● Challenge
How many lines hold the string "Tailwind"? Reply with the number alone.

————————

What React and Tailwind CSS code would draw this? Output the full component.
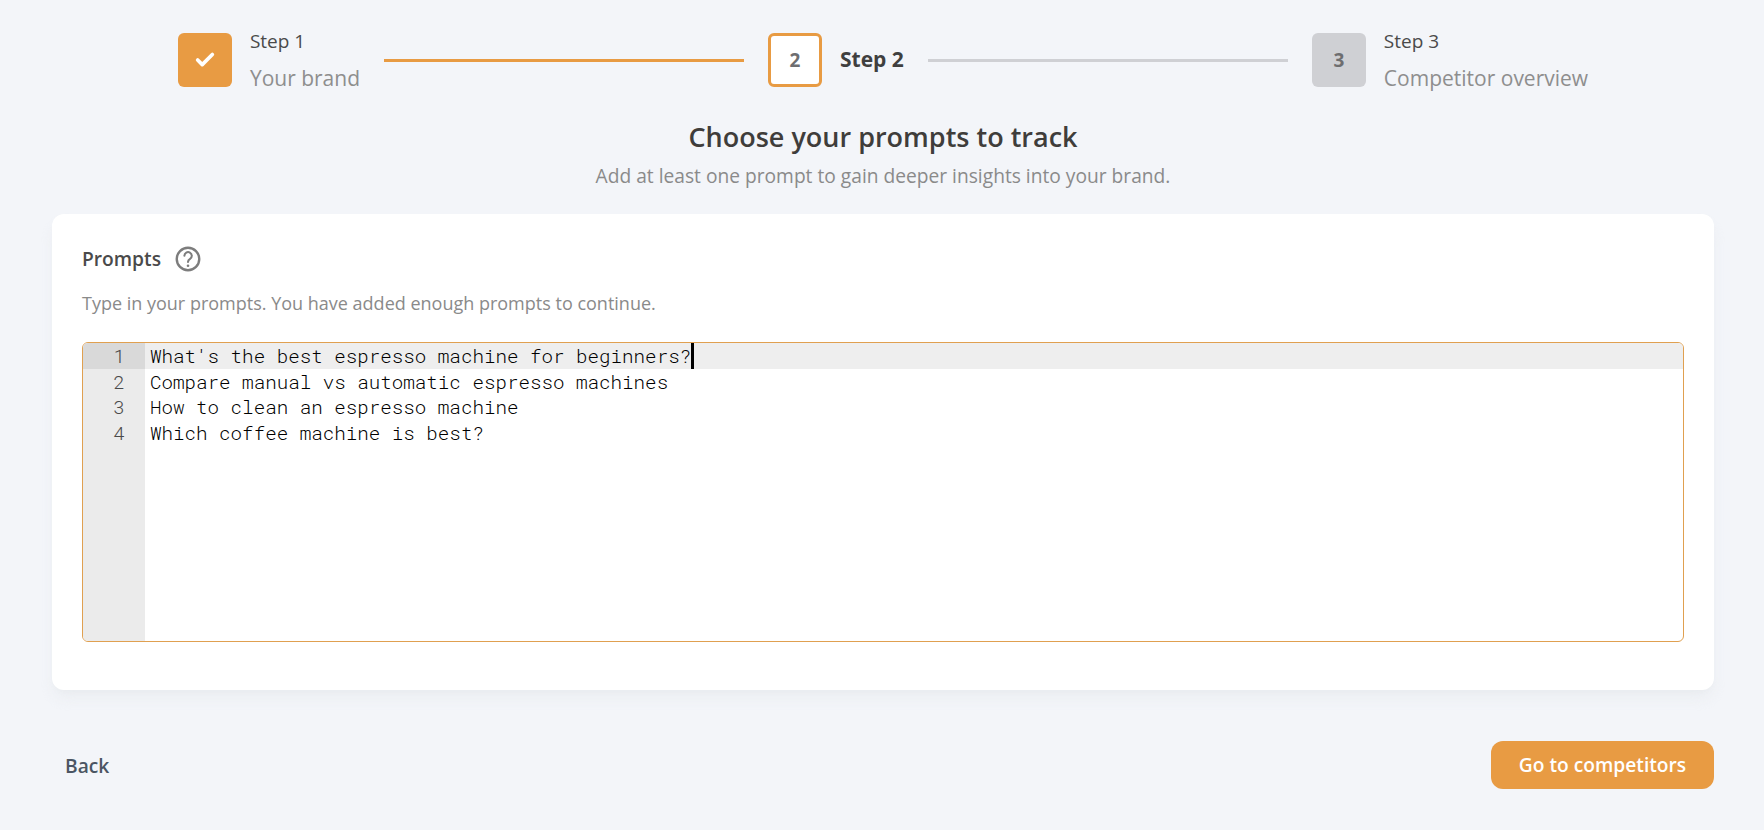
import { Check } from 'lucide-react'

const PROMPTS = [
  "What's the best espresso machine for beginners?",
  'Compare manual vs automatic espresso machines',
  'How to clean an espresso machine',
  'Which coffee machine is best?',
]

const StepLabel = ({ step, text }) => (
  <div className="h-[54px] flex flex-col justify-between ml-[18px]">
    <p className="text-[19px] leading-[16px] text-[#4a4a4a]">{step}</p>
    <p className="text-[21px] leading-[18px] text-[#8e8e8e] whitespace-nowrap">{text}</p>
  </div>
)

const HelpIcon = () => (
  <svg width="26" height="26" viewBox="0 0 24 24" fill="none" stroke="#7d7d7d" strokeLinecap="round" className="ml-[14px]">
    <circle cx="12" cy="12" r="10.4" strokeWidth="2.2" />
    <path d="M8.7 9a3.4 3.4 0 1 1 5.2 2.9c-1.3.8-1.9 1.5-1.9 2.9" strokeWidth="1.9" />
    <path d="M12 18.2h.01" strokeWidth="2.4" />
  </svg>
)

const App = () => {
  return (
    <div className="min-h-screen bg-[#f3f5f9] pt-[33px] pl-[52px] pr-[50px] font-['Open_Sans',sans-serif]">
      {/* Stepper */}
      <div className="flex items-center justify-center gap-6">
        <div className="flex items-center">
          <div className="w-[54px] h-[54px] rounded-md bg-[#e89b43] flex items-center justify-center">
            <Check size={22} strokeWidth={4} className="text-white" />
          </div>
          <StepLabel step="Step 1" text="Your brand" />
        </div>
        <div className="w-[360px] h-[3px] bg-[#e89b43]" />
        <div className="flex items-center">
          <div className="w-[54px] h-[54px] rounded-md bg-white border-[3px] border-[#e89b43] flex items-center justify-center text-[19px] font-bold text-[#6e6e70]">
            2
          </div>
          <p className="ml-[18px] text-[21px] font-bold text-[#3f3f3f]">Step 2</p>
        </div>
        <div className="w-[360px] h-[3px] bg-[#cfd0d4]" />
        <div className="flex items-center">
          <div className="w-[54px] h-[54px] rounded-md bg-[#cfd0d4] flex items-center justify-center text-[19px] font-bold text-[#6e6e70]">
            3
          </div>
          <StepLabel step="Step 3" text="Competitor overview" />
        </div>
      </div>

      {/* Title */}
      <div className="text-center mt-[33px]">
        <h1 className="text-[27px] leading-[34px] font-semibold text-[#3f3d3b]">Choose your prompts to track</h1>
        <p className="mt-[10px] text-[19.2px] leading-[24px] text-[#8a8a8a]">
          Add at least one prompt to gain deeper insights into your brand.
        </p>
      </div>

      {/* Card */}
      <div className="mt-[26px] h-[476px] bg-white rounded-xl shadow-lg shadow-gray-200/60 pt-[30px] px-[30px]">
        <div className="flex items-center h-[30px]">
          <span className="text-[19.2px] font-semibold text-[#4a4a4a]">Prompts</span>
          <HelpIcon />
        </div>
        <p className="mt-[17px] text-[18px] leading-[24px] text-[#8a8a8a]">
          Type in your prompts. You have added enough prompts to continue.
        </p>

        {/* Editor */}
        <div className="mt-[27px] h-[300px] border border-[#e0a050] rounded-md overflow-hidden flex font-['Roboto_Mono','DejaVu_Sans_Mono',monospace] font-light text-[19.2px] leading-[25.3px]">
          <div className="w-[62px] bg-[#ebebeb] text-[#4a4a4a] text-right">
            {PROMPTS.map((_, i) => (
              <div key={i} className={`pr-[20px] ${i === 0 ? 'bg-[#d9d9d9] h-[26px]' : ''}`}>
                {i + 1}
              </div>
            ))}
          </div>
          <div className="flex-1 text-black">
            {PROMPTS.map((line, i) => (
              <div key={line} className={`pl-[5px] flex items-center ${i === 0 ? 'bg-[#eeeeee] h-[26px]' : ''}`}>
                <span className="whitespace-pre">{line}</span>
                {i === 0 && <span className="w-[3px] h-[26px] bg-black" />}
              </div>
            ))}
          </div>
        </div>
      </div>

      {/* Footer */}
      <div className="mt-[51px] flex items-center justify-between">
        <button className="ml-[13px] pt-[2px] text-[19.2px] font-semibold text-[#4b5563]">Back</button>
        <button className="h-[48px] w-[223px] rounded-xl bg-[#e89b43] text-white text-[19.2px] font-semibold">
          Go to competitors
        </button>
      </div>
    </div>
  )
}

export default App
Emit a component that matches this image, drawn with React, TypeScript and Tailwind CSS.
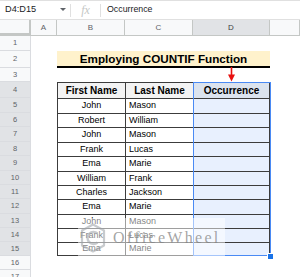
import React from "react";

const font = { fontFamily: '"Liberation Sans", Arial, sans-serif' };

const data: [string, string][] = [
  ["John", "Mason"],
  ["Robert", "William"],
  ["John", "Mason"],
  ["Frank", "Lucas"],
  ["Ema", "Marie"],
  ["William", "Frank"],
  ["Charles", "Jackson"],
  ["Ema", "Marie"],
  ["John", "Mason"],
  ["Frank", "Lucas"],
  ["Ema", "Marie"],
];
const dataHeights = ["h-[15px]", "h-[14px]", "h-[15px]", "h-[14px]", "h-[15px]", "h-[14px]", "h-[14px]", "h-[15px]", "h-[14px]", "h-[14px]", "h-[14px]"];

function RowHead({ n, sel }: { n: number; sel?: boolean }) {
  return (
    <div
      className={`w-[31px] shrink-0 flex items-center justify-center border-b border-r border-[#dadce0] text-[7.5px] text-[#5f6368] ${
        sel ? "bg-[#e1e3e6]" : "bg-[#f8f9fa]"
      }`}
    >
      {n}
    </div>
  );
}

export default function App() {
  return (
    <div className="relative w-[300px] h-[277px] overflow-hidden bg-white" style={font}>
      {/* formula bar */}
      <div className="h-[20px] flex items-center border-t border-b border-[#e0e0e0] bg-white">
        <div className="w-[70px] shrink-0 flex items-center pl-[5px] pr-[4px] text-[9.2px] text-[#202124]">
          <span className="flex-1">D4:D15</span>
          <svg width="6" height="4" viewBox="0 0 6 4">
            <path d="M0 0 L6 0 L3 3 Z" fill="#5f6368" />
          </svg>
        </div>
        <div className="w-px h-[13px] bg-[#e0e0e0]" />
        <div className="w-[29px] shrink-0 flex items-center justify-center">
          <span className="text-[12px] italic text-[#c4c7c5]" style={{ fontFamily: '"Liberation Serif", serif' }}>
            fx
          </span>
        </div>
        <div className="w-px h-[13px] bg-[#e0e0e0]" />
        <div className="pl-[6px] text-[8.8px] text-[#202124]">Occurrence</div>
      </div>

      {/* column header */}
      <div className="flex h-[16px]">
        <div className="w-[31px] shrink-0 bg-[#f8f9fa] border-r-[2px] border-b-[3px] border-[#c4c7c5]" />
        {[
          ["A", "w-[26px]", false],
          ["B", "w-[68px]", false],
          ["C", "w-[68px]", false],
          ["D", "w-[77px]", true],
          ["", "flex-1", false],
        ].map(([l, w, s]) => (
          <div
            key={(l as string) + w}
            className={`${w} shrink-0 flex items-center justify-center border-r border-b border-[#c4c7c5] text-[8px] ${
              s ? "bg-[#e1e3e6] text-[#3c4043]" : "bg-[#f8f9fa] text-[#5f6368]"
            }`}
          >
            {l as string}
          </div>
        ))}
      </div>

      {/* row 1 */}
      <div className="flex h-[15px]">
        <RowHead n={1} />
      </div>
      {/* row 2 title */}
      <div className="flex h-[17px]">
        <RowHead n={2} />
        <div className="w-[26px] shrink-0" />
        <div className="w-[213px] shrink-0 bg-[#fff2cc] border-b-2 border-black flex items-center justify-center text-[11.7px] font-bold text-black">
          Employing COUNTIF Function
        </div>
      </div>
      {/* row 3 */}
      <div className="flex h-[14px]">
        <RowHead n={3} />
      </div>
      {/* row 4 header */}
      <div className="flex h-[16px]">
        <RowHead n={4} sel />
        <div className="w-[26px] shrink-0" />
        <div className="w-[68px] shrink-0 bg-[#f3f3f3] border-t border-l border-[#3c3c3c] flex items-center justify-center text-[10px] font-bold text-black">
          First Name
        </div>
        <div className="w-[68px] shrink-0 bg-[#f3f3f3] border-t border-l border-[#3c3c3c] flex items-center justify-center text-[10px] font-bold text-black">
          Last Name
        </div>
        <div className="w-[77px] shrink-0 bg-[#dbe3ee] border-t border-l border-r border-[#3c3c3c] flex items-center justify-center text-[10px] font-bold text-black">
          Occurrence
        </div>
      </div>
      {data.map(([f, l], i) => {
        const last = i === data.length - 1;
        const bb = last ? "border-b" : "";
        return (
          <div key={i} className={`flex ${dataHeights[i]}`}>
            <RowHead n={i + 5} sel />
            <div className="w-[26px] shrink-0" />
            <div className={`w-[68px] shrink-0 border-t border-l ${bb} border-[#3c3c3c] flex items-center justify-center text-[9px] text-black`}>
              {f}
            </div>
            <div className={`w-[68px] shrink-0 border-t border-l ${bb} border-[#3c3c3c] flex items-center pl-[3px] text-[9px] text-black`}>
              {l}
            </div>
            <div className={`w-[77px] shrink-0 border-t border-l border-r ${bb} border-[#3c3c3c] bg-[#e8f0fe]`} />
          </div>
        );
      })}
      <div className="flex h-[14px]">
        <RowHead n={16} />
      </div>
      <div className="flex h-[14px]">
        <RowHead n={17} />
      </div>

      {/* selection outline */}
      <div className="absolute left-[193px] top-[82px] w-[78px] h-[174px] border border-[#4a8af4]" />
      <div className="absolute left-[268px] top-[254px] w-[5px] h-[5px] bg-[#1a73e8] outline outline-1 outline-white" />

      {/* red arrow */}
      <svg className="absolute left-[227px] top-[67px]" width="9" height="15" viewBox="0 0 9 15">
        <line x1="4.5" y1="0" x2="4.5" y2="9" stroke="#e8100f" strokeWidth="1.6" />
        <path d="M1 7.5 L8 7.5 L4.5 14.5 Z" fill="#e8100f" />
      </svg>

      {/* watermark */}
      <div className="absolute left-[78px] top-[218px] w-[147px] h-[39px] bg-white/50 flex items-center">
        <svg className="ml-[2px]" width="26" height="30" viewBox="0 0 26 30">
          <path d="M13 1.5 L24 7.5 L24 22.5 L13 28.5 L2 22.5 L2 7.5 Z" fill="none" stroke="#9aa0a6" strokeOpacity="0.55" strokeWidth="2.2" strokeLinejoin="round" />
          <path d="M17.5 10.5 A6 6 0 1 0 17.5 19.5" fill="none" stroke="#9aa0a6" strokeOpacity="0.55" strokeWidth="2.4" />
        </svg>
        <span
          className="ml-[7px] text-[16px] tracking-[2.3px] text-[#7d7d7d]/70"
          style={{ fontFamily: '"Liberation Serif", "Times New Roman", serif' }}
        >
          OfficeWheel
        </span>
      </div>
    </div>
  );
}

————————

● Exercise solution
2